Three Essential Principles of Consultative Selling
The first principle of consultative selling is trust. Too few recognize that personal rapport does little to create trust. In a consultative sale, you build trust by creating business rapport. It’s better to ensure your client that you have information they need than it is to try to develop a personal connection.
The second principle in consultative selling is understanding. This often involves an exploration of the client’s problem and the implications to their business and their poor results.
The third principle of consultative selling is correcting the client’s information disparity by asking high-gain questions and offering counsel, advice, and recommendations.
Core Components of Consultative Sales Training
Effective training in consultative sales must include the following core components.
Active Listening Skills
It is important that the sales force learns how to practice active listening. This can be difficult at first, as the salesperson must be fully engaged with the customer's words and the unspoken messages they are communicating. The salesperson will need a genuine interest in the client’s needs, concerns, and goals. You learn from observing non-verbal cues.
Asking the Right Questions
Your sales force will need to ask high-gain questions. These are open-ended questions that cause the contact to think deeply and address their needs, motivations, and challenges. Your questions may start with “how,” “what,” or “tell me more about.”
Solution-Based Selling
In a consultative selling approach, the salesperson will work to help the client with the solution they need. What a consultative seller does differently is that they will cause their contacts to make changes outside of their solution. This is one way to identify whether you are consultative, as an average salesperson would fear telling their client what they need to do to succeed.
Long-Term Relationships
Consultative salespeople rely on long-term relationships with contacts and clients, which give salespeople a deeper understanding of their clients’ situations. Training should include strategies for maintaining and growing customer relationships.

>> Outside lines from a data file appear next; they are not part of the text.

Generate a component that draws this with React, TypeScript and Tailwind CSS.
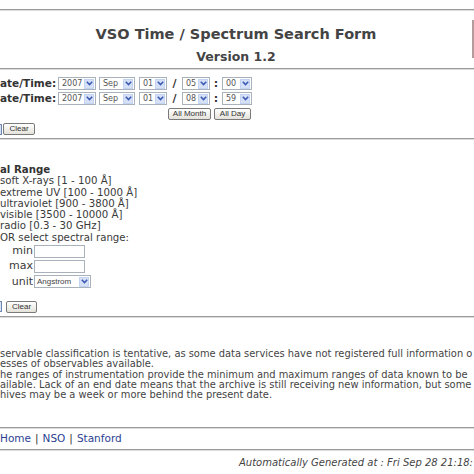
import type { ReactNode } from "react";

const Rule = () => <div className="h-[2px] w-full border-t border-[#9c9c9c] border-b border-b-[#dcdcdc]" />;

const Chevron = () => (
  <svg width="7" height="5" viewBox="0 0 7 5">
    <path d="M0.8 0.8 L3.5 3.6 L6.2 0.8" fill="none" stroke="#3c5ab4" strokeWidth="1.6" />
  </svg>
);

const Sel = ({ value, w }: { value: string; w: string }) => (
  <div className={`flex h-[13px] items-center border border-[#a9b1bb] bg-white ${w}`}>
    <span className="flex-1 pl-[3px] text-[8px] leading-none text-[#555]">{value}</span>
    <span className="mr-[1px] flex h-[10px] w-[10px] items-center justify-center border border-[#c3d3f2] bg-[#d6e1f8]">
      <Chevron />
    </span>
  </div>
);

const Btn = ({ children, w }: { children: ReactNode; w: string }) => (
  <div
    className={`flex h-[12px] items-center justify-center rounded-[2px] border border-[#7a7a7a] bg-gradient-to-b from-white to-[#e4e2da] text-[8px] leading-none text-[#333] ${w}`}
    style={{ fontFamily: '"Liberation Sans", Arial, sans-serif' }}
  >
    {children}
  </div>
);

const Stub = () => <div className="h-[11px] w-[2px] rounded-r-[1px] border border-l-0 border-[#6c86b4] bg-[#d8e2f3]" />;

const DateRow = ({ v }: { v: string[] }) => (
  <div className="flex h-[15px] items-center">
    <span className="w-[58px] whitespace-nowrap text-[10.5px] font-bold leading-none text-[#333]">ate/Time:</span>
    <Sel value={v[0]} w="w-[38px]" />
    <div className="w-[3px]" />
    <Sel value={v[1]} w="w-[36px]" />
    <div className="w-[4px]" />
    <Sel value={v[2]} w="w-[28px]" />
    <span className="w-[15px] text-center text-[11px] font-bold leading-none text-[#333]">/</span>
    <Sel value={v[3]} w="w-[28px]" />
    <span className="w-[12px] text-center text-[11px] font-bold leading-none text-[#333]">:</span>
    <Sel value={v[4]} w="w-[30px]" />
  </div>
);

const ranges = [
  "soft X-rays [1 - 100 Å]",
  "extreme UV [100 - 1000 Å]",
  "ultraviolet [900 - 3800 Å]",
  "visible [3500 - 10000 Å]",
  "radio [0.3 - 30 GHz]",
  "OR select spectral range:",
];

export default function App() {
  return (
    <div
      className="h-[474px] w-[474px] overflow-hidden bg-white text-[#3a3a3a]"
      style={{ fontFamily: '"DejaVu Sans", Verdana, sans-serif' }}
    >
      <div className="h-[9px]" />
      <Rule />
      {/* header */}
      <div className="flex h-[57px]">
        <div className="flex flex-1 flex-col items-center">
          <h1 className="mt-[15px] text-[14.5px] font-bold leading-[16px] text-[#444]">VSO Time / Spectrum Search Form</h1>
          <p className="mt-[8px] text-[12.5px] font-bold leading-[14px] text-[#444]">Version 1.2</p>
        </div>
        <div className="mt-[9px] h-[38px] w-[2px] bg-[#b59c9c]" />
      </div>
      <Rule />

      {/* time range */}
      <div className="pt-[6px]">
        <DateRow v={["2007", "Sep", "01", "05", "00"]} />
        <DateRow v={["2007", "Sep", "01", "08", "59"]} />
        <div className="mt-[2px] flex h-[12px] gap-[3px] pl-[168px]">
          <Btn w="w-[43px]">All Month</Btn>
          <Btn w="w-[37px]">All Day</Btn>
        </div>
        <div className="mt-[3px] flex h-[12px] items-center gap-[1px]">
          <Stub />
          <Btn w="w-[32px]">Clear</Btn>
        </div>
      </div>
      <div className="h-[3px]" />
      <Rule />

      {/* spectral range */}
      <div className="pt-[24px] text-[10.2px] leading-[11.3px]">
        <p className="font-bold text-[#333]">al Range</p>
        {ranges.map((r) => (
          <p key={r}>{r}</p>
        ))}
        <div className="mt-[2px] flex flex-col gap-[3px]">
          {["min", "max"].map((l) => (
            <div key={l} className="flex h-[12px] items-center">
              <span className="w-[34px] pr-[1px] text-right text-[11px]">{l}</span>
              <div className="h-[13px] w-[51px] border border-[#a9b1bb] bg-white" />
            </div>
          ))}
          <div className="flex h-[13px] items-center">
            <span className="w-[34px] pr-[1px] text-right text-[11px]">unit</span>
            <div className="flex h-[13px] w-[57px] items-center border border-[#a9b1bb] bg-white">
              <span
                className="flex-1 pl-[2px] text-[8px] leading-none text-[#444]"
                style={{ fontFamily: '"Liberation Sans", Arial, sans-serif' }}
              >
                Angstrom
              </span>
              <span className="mr-[1px] flex h-[10px] w-[10px] items-center justify-center border border-[#c3d3f2] bg-[#d6e1f8]">
                <Chevron />
              </span>
            </div>
          </div>
        </div>
        <div className="mt-[13px] flex h-[11px] items-center gap-[4px]">
          <Stub />
          <Btn w="w-[31px]">Clear</Btn>
        </div>
      </div>
      <div className="h-[4px]" />
      <Rule />

      {/* notes */}
      <div className="whitespace-nowrap pt-[31px] text-[9.9px] leading-[10.3px] text-[#444]">
        <p>servable classification is tentative, as some data services have not registered full information o</p>
        <p>esses of observables available.</p>
        <p>he ranges of instrumentation provide the minimum and maximum ranges of data known to be</p>
        <p>ailable. Lack of an end date means that the archive is still receiving new information, but some</p>
        <p>hives may be a week or more behind the present date.</p>
      </div>
      <div className="h-[26px]" />
      <Rule />
      <div className="flex h-[20px] items-center text-[10.5px] text-[#2b3f91]">
        <a href="#">Home</a>
        <span className="px-[4px] text-[#333]">|</span>
        <a href="#">NSO</a>
        <span className="px-[4px] text-[#333]">|</span>
        <a href="#">Stanford</a>
      </div>
      <Rule />
      <p className="mt-[4px] whitespace-nowrap pr-[1px] text-right text-[10px] italic text-[#444]">
        Automatically Generated at : Fri Sep 28 21:18:
      </p>
    </div>
  );
}
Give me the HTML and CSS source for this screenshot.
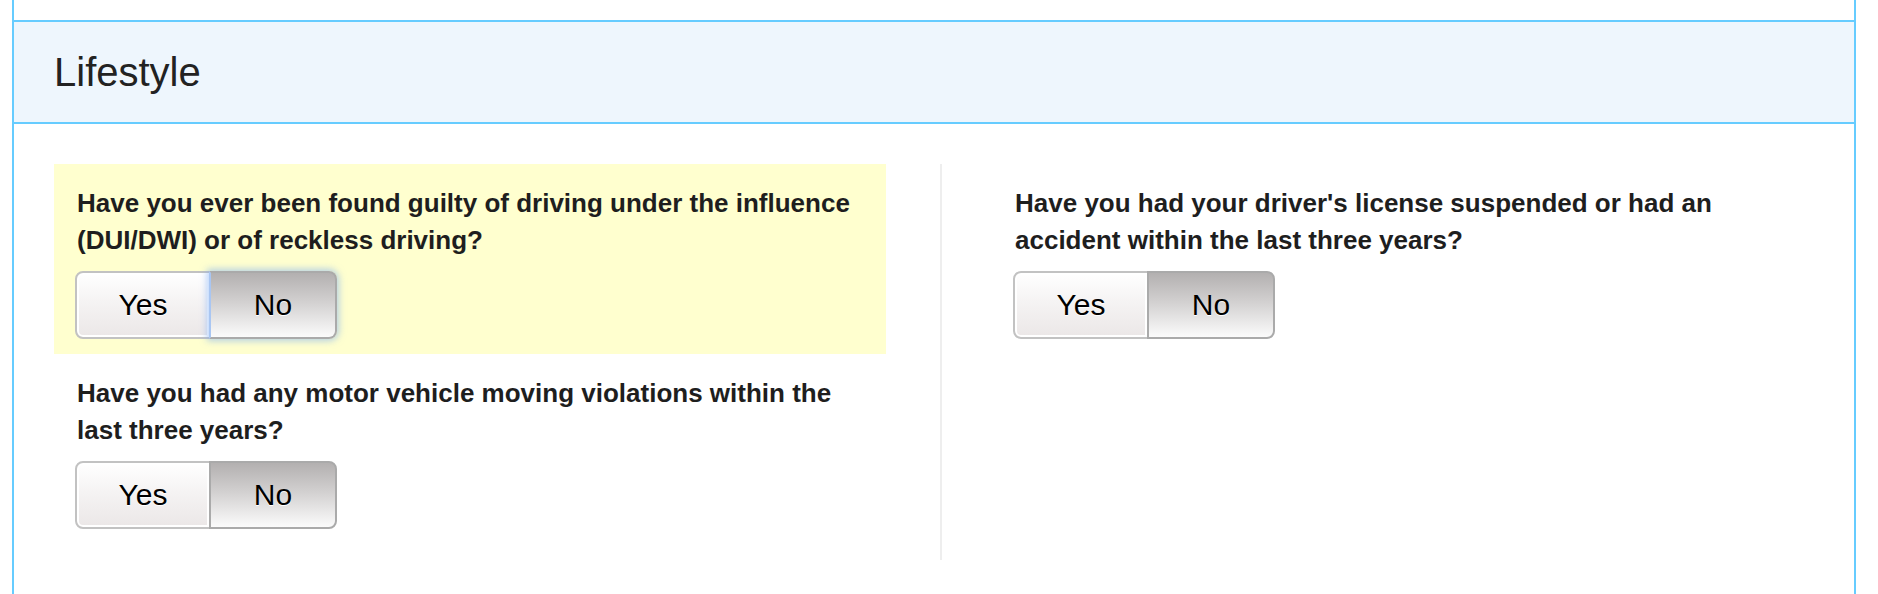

Designing an Effective Consultative Sales Training Program
An effective consultative sales training program requires careful consideration and design. To ensure the program is comprehensive, take the following steps.
Identify Training Needs
You may start with a gap assessment of the sales force. What tends to prevent this approach is that you will need to enable it. You will need thigh-gain questions, the advice salespeople must share with their contacts, and a way to identify the internal changes the client will need to make to produce the best results.
Develop a Curriculum
Key topics and modules include mastering the client’s problems, including the root causes. You will also include high-gain questions which also need true enablement. This curriculum will also require a grid of the advice the salesperson must have to create truly consultative sellers.
Choose the Right Training Methods
You may want to use a blended learning approach, starting with workshops, classroom training, role-playing, and e-learning. Because so many would-be salespeople live in their territory, you may have to use more of these training methods to succeed.
Implement Consultative Sales Training
You are always better off training and requiring your sales force to practice the behavioral changes the salesperson will need to master. Once they master one skill, you can enable another behavioral change. Worry less about the time it takes to master the skill or approach, and worry more about making the changes stick.
Overcome Challenges in Consultative Sales Training
You will need to deal with the resistance to change. You may also need to address salespeople who don’t believe they have the right to provide the client with their counsel or advice. Those who are conflict-averse may need more time and additional training and development.
Mastering Consultative Sales Training: Strategies for Success
Because we live in the ACDC environment (one defined by accelerating, constant, disruptive change), your clients and mine are plagued by the uncertainty that makes it more difficult to make a change as you never know when the next shoe will drop.
Leaving this article, look over these ideas and what you can do to move from a transactional approach to a truly consultative sales methodology. If you are a sales leader, and you are going to train your sales force, you would do well to train them to be consultative.
Do good work, and I’ll see you tomorrow.